**Problem to work on:** What you return should match every record exactly, with the images removed.

**Excerpted data:**
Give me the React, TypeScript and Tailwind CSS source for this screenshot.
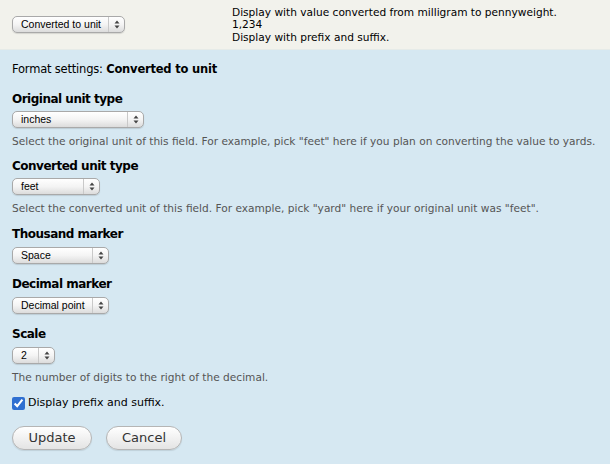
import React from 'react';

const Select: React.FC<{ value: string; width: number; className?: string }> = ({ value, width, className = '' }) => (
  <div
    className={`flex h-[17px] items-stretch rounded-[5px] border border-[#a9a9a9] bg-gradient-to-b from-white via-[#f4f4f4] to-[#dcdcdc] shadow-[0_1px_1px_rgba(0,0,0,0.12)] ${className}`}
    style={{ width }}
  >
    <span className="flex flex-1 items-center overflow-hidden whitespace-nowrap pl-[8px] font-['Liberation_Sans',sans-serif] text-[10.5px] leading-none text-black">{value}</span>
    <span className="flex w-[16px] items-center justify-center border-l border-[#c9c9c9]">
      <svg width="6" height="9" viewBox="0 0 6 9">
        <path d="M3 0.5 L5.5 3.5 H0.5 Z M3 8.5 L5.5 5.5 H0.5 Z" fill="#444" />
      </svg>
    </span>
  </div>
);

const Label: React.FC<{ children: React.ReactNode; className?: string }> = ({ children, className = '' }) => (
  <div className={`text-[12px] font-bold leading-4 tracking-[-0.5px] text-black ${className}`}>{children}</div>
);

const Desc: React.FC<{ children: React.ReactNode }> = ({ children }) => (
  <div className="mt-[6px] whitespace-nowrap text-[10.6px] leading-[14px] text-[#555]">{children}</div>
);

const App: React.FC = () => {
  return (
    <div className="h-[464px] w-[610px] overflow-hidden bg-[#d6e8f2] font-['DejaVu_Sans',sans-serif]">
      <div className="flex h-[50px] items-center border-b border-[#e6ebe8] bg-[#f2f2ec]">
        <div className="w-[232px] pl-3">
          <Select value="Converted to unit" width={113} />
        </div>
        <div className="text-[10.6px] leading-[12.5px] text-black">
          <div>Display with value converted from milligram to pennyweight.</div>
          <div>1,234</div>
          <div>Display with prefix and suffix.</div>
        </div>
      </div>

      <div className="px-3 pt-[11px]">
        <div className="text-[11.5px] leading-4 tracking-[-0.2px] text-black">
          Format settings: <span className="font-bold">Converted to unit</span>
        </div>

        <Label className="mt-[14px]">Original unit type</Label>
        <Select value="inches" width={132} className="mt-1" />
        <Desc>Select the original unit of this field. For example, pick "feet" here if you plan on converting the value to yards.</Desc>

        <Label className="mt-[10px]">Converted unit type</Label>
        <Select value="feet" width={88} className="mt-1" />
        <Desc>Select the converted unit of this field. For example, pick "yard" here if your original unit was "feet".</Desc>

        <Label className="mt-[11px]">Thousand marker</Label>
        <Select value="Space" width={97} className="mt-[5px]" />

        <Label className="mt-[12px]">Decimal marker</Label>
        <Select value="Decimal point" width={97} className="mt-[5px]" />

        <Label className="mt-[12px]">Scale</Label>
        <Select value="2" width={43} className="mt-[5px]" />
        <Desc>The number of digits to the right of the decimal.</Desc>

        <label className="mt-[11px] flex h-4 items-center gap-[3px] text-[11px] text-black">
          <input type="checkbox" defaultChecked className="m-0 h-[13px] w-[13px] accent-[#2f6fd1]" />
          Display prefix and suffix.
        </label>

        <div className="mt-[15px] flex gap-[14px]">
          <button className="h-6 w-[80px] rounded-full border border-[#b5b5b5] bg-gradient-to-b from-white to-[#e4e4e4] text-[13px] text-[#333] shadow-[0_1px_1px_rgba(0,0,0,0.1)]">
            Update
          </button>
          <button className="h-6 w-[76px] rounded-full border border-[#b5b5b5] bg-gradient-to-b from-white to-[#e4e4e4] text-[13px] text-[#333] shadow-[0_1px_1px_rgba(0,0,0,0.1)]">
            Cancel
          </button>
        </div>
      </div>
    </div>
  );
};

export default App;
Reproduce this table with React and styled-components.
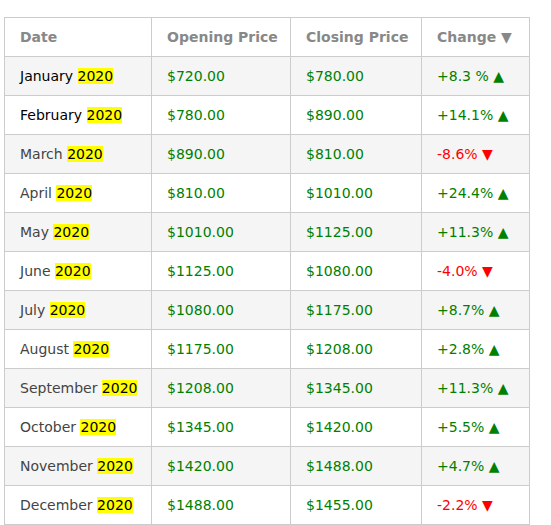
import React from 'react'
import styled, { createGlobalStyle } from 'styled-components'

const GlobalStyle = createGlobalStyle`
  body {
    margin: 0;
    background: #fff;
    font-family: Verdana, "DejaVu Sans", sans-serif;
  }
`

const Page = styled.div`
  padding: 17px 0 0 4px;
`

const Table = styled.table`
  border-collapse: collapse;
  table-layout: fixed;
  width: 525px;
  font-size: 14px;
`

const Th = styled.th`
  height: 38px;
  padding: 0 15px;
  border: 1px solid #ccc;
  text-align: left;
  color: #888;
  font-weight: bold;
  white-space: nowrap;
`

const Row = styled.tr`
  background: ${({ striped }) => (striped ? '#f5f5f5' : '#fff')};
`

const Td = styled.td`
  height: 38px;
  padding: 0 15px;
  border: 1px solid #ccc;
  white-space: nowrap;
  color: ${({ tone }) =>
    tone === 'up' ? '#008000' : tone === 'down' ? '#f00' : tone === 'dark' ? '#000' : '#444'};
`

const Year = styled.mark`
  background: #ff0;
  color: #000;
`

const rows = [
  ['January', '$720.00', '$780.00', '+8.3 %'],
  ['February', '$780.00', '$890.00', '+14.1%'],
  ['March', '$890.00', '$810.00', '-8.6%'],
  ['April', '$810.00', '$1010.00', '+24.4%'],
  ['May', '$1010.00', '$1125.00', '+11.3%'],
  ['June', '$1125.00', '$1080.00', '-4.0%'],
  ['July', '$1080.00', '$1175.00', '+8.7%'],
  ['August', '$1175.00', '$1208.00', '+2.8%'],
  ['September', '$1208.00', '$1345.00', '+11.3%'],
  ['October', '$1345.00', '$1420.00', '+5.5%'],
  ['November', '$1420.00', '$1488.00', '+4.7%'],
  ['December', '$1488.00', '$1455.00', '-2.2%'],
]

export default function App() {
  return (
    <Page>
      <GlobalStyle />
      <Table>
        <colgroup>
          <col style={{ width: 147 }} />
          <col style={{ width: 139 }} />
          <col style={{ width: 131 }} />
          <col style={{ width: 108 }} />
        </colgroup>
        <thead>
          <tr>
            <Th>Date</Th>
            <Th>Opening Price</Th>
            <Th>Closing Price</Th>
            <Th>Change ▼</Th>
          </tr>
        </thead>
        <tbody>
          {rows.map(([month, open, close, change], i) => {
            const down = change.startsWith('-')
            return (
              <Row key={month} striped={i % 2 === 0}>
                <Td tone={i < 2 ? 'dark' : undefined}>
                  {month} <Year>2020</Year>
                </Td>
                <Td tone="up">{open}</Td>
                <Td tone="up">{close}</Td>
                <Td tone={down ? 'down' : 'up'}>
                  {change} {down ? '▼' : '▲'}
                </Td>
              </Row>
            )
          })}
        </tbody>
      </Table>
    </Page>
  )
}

**Output:**
Give me the React, TypeScript and Tailwind CSS source for this screenshot.
import React from 'react';

const Select: React.FC<{ value: string; width: number; className?: string }> = ({ value, width, className = '' }) => (
  <div
    className={`flex h-[17px] items-stretch rounded-[5px] border border-[#a9a9a9] bg-gradient-to-b from-white via-[#f4f4f4] to-[#dcdcdc] shadow-[0_1px_1px_rgba(0,0,0,0.12)] ${className}`}
    style={{ width }}
  >
    <span className="flex flex-1 items-center overflow-hidden whitespace-nowrap pl-[8px] font-['Liberation_Sans',sans-serif] text-[10.5px] leading-none text-black">{value}</span>
    <span className="flex w-[16px] items-center justify-center border-l border-[#c9c9c9]">
      <svg width="6" height="9" viewBox="0 0 6 9">
        <path d="M3 0.5 L5.5 3.5 H0.5 Z M3 8.5 L5.5 5.5 H0.5 Z" fill="#444" />
      </svg>
    </span>
  </div>
);

const Label: React.FC<{ children: React.ReactNode; className?: string }> = ({ children, className = '' }) => (
  <div className={`text-[12px] font-bold leading-4 tracking-[-0.5px] text-black ${className}`}>{children}</div>
);

const Desc: React.FC<{ children: React.ReactNode }> = ({ children }) => (
  <div className="mt-[6px] whitespace-nowrap text-[10.6px] leading-[14px] text-[#555]">{children}</div>
);

const App: React.FC = () => {
  return (
    <div className="h-[464px] w-[610px] overflow-hidden bg-[#d6e8f2] font-['DejaVu_Sans',sans-serif]">
      <div className="flex h-[50px] items-center border-b border-[#e6ebe8] bg-[#f2f2ec]">
        <div className="w-[232px] pl-3">
          <Select value="Converted to unit" width={113} />
        </div>
        <div className="text-[10.6px] leading-[12.5px] text-black">
          <div>Display with value converted from milligram to pennyweight.</div>
          <div>1,234</div>
          <div>Display with prefix and suffix.</div>
        </div>
      </div>

      <div className="px-3 pt-[11px]">
        <div className="text-[11.5px] leading-4 tracking-[-0.2px] text-black">
          Format settings: <span className="font-bold">Converted to unit</span>
        </div>

        <Label className="mt-[14px]">Original unit type</Label>
        <Select value="inches" width={132} className="mt-1" />
        <Desc>Select the original unit of this field. For example, pick "feet" here if you plan on converting the value to yards.</Desc>

        <Label className="mt-[10px]">Converted unit type</Label>
        <Select value="feet" width={88} className="mt-1" />
        <Desc>Select the converted unit of this field. For example, pick "yard" here if your original unit was "feet".</Desc>

        <Label className="mt-[11px]">Thousand marker</Label>
        <Select value="Space" width={97} className="mt-[5px]" />

        <Label className="mt-[12px]">Decimal marker</Label>
        <Select value="Decimal point" width={97} className="mt-[5px]" />

        <Label className="mt-[12px]">Scale</Label>
        <Select value="2" width={43} className="mt-[5px]" />
        <Desc>The number of digits to the right of the decimal.</Desc>

        <label className="mt-[11px] flex h-4 items-center gap-[3px] text-[11px] text-black">
          <input type="checkbox" defaultChecked className="m-0 h-[13px] w-[13px] accent-[#2f6fd1]" />
          Display prefix and suffix.
        </label>

        <div className="mt-[15px] flex gap-[14px]">
          <button className="h-6 w-[80px] rounded-full border border-[#b5b5b5] bg-gradient-to-b from-white to-[#e4e4e4] text-[13px] text-[#333] shadow-[0_1px_1px_rgba(0,0,0,0.1)]">
            Update
          </button>
          <button className="h-6 w-[76px] rounded-full border border-[#b5b5b5] bg-gradient-to-b from-white to-[#e4e4e4] text-[13px] text-[#333] shadow-[0_1px_1px_rgba(0,0,0,0.1)]">
            Cancel
          </button>
        </div>
      </div>
    </div>
  );
};

export default App;
Reproduce this table with React and styled-components.
import React from 'react'
import styled, { createGlobalStyle } from 'styled-components'

const GlobalStyle = createGlobalStyle`
  body {
    margin: 0;
    background: #fff;
    font-family: Verdana, "DejaVu Sans", sans-serif;
  }
`

const Page = styled.div`
  padding: 17px 0 0 4px;
`

const Table = styled.table`
  border-collapse: collapse;
  table-layout: fixed;
  width: 525px;
  font-size: 14px;
`

const Th = styled.th`
  height: 38px;
  padding: 0 15px;
  border: 1px solid #ccc;
  text-align: left;
  color: #888;
  font-weight: bold;
  white-space: nowrap;
`

const Row = styled.tr`
  background: ${({ striped }) => (striped ? '#f5f5f5' : '#fff')};
`

const Td = styled.td`
  height: 38px;
  padding: 0 15px;
  border: 1px solid #ccc;
  white-space: nowrap;
  color: ${({ tone }) =>
    tone === 'up' ? '#008000' : tone === 'down' ? '#f00' : tone === 'dark' ? '#000' : '#444'};
`

const Year = styled.mark`
  background: #ff0;
  color: #000;
`

const rows = [
  ['January', '$720.00', '$780.00', '+8.3 %'],
  ['February', '$780.00', '$890.00', '+14.1%'],
  ['March', '$890.00', '$810.00', '-8.6%'],
  ['April', '$810.00', '$1010.00', '+24.4%'],
  ['May', '$1010.00', '$1125.00', '+11.3%'],
  ['June', '$1125.00', '$1080.00', '-4.0%'],
  ['July', '$1080.00', '$1175.00', '+8.7%'],
  ['August', '$1175.00', '$1208.00', '+2.8%'],
  ['September', '$1208.00', '$1345.00', '+11.3%'],
  ['October', '$1345.00', '$1420.00', '+5.5%'],
  ['November', '$1420.00', '$1488.00', '+4.7%'],
  ['December', '$1488.00', '$1455.00', '-2.2%'],
]

export default function App() {
  return (
    <Page>
      <GlobalStyle />
      <Table>
        <colgroup>
          <col style={{ width: 147 }} />
          <col style={{ width: 139 }} />
          <col style={{ width: 131 }} />
          <col style={{ width: 108 }} />
        </colgroup>
        <thead>
          <tr>
            <Th>Date</Th>
            <Th>Opening Price</Th>
            <Th>Closing Price</Th>
            <Th>Change ▼</Th>
          </tr>
        </thead>
        <tbody>
          {rows.map(([month, open, close, change], i) => {
            const down = change.startsWith('-')
            return (
              <Row key={month} striped={i % 2 === 0}>
                <Td tone={i < 2 ? 'dark' : undefined}>
                  {month} <Year>2020</Year>
                </Td>
                <Td tone="up">{open}</Td>
                <Td tone="up">{close}</Td>
                <Td tone={down ? 'down' : 'up'}>
                  {change} {down ? '▼' : '▲'}
                </Td>
              </Row>
            )
          })}
        </tbody>
      </Table>
    </Page>
  )
}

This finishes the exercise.